Weiter auf der A8 vor Salzburg hatte ich das Schreck-Erlebnis schlechthin. Ich knalle mit Vollgas über die Autobahn. Höchstgeschwindigkeit. Plötzlich leuchten vor mir Bremslichter auf! Voll in die Eisen. Kurz vorm Blockieren aufhören! (ABS gab’s für den Audi 50 LS nicht.) Es ist offenbar ernst. Wann hört das denn auf? Nach einigen aufregenden Sekunden Stillstand. Das war bisher das einzige Mal, daß ich aus Höchstgeschwindigkeit bis zum Stillstand runterbremsen mußte. Der Grund waren die gesperrten Tunnelröhren vor Salzburg. Das hätten die Österreicher auch eher anzeigen können.

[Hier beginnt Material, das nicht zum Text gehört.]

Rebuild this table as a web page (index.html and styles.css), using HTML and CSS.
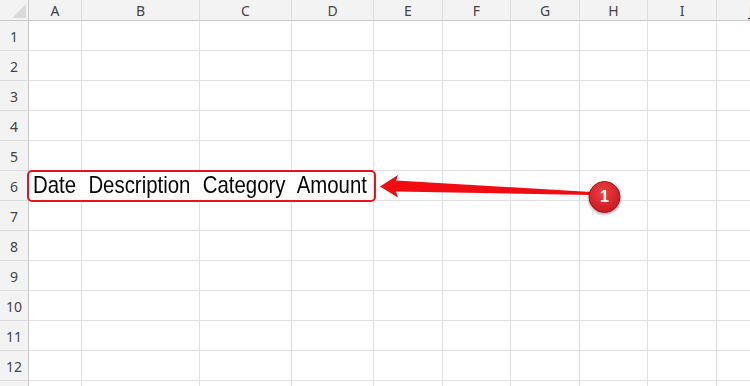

Im Sommer 1979 besuchte ich zusammen mit meinem ältesten Freund, der zwischenzeitlich leider bereits verstorben ist, England. Ich hatte zwei handfeste Ziele in England: Lord Montagu’s National Motor Museum in Beaulieu, das liegt in der Nähe von Southampton und beherbergte damals meinen Traumwagen, den Alfa Romeo 8C 2300 mit einer Spider-Karosserie von Touring, und den Laden der Connoisseur Carbooks Ltd. in Chiswick, London für den preiswerten Einkauf angelsächsischer Automobil-Literatur.

Ich hatte keine Probleme mit dem Linksverkehr. Mein Freund gab mir ein Signal, wann ich überholen konnte. Nur ein Mal, in Brighton, habe ich die Straßenseiten verwechselt. In einer schmalen Straße parkten sämtliche Fahrzeuge in Fahrtrichtung rechts. Plötzlich kam mir ein Fahrzeug entgegen und ich wich nach rechts in eine Lücke aus. Der Engländer fuhr grinsend an mir vorbei.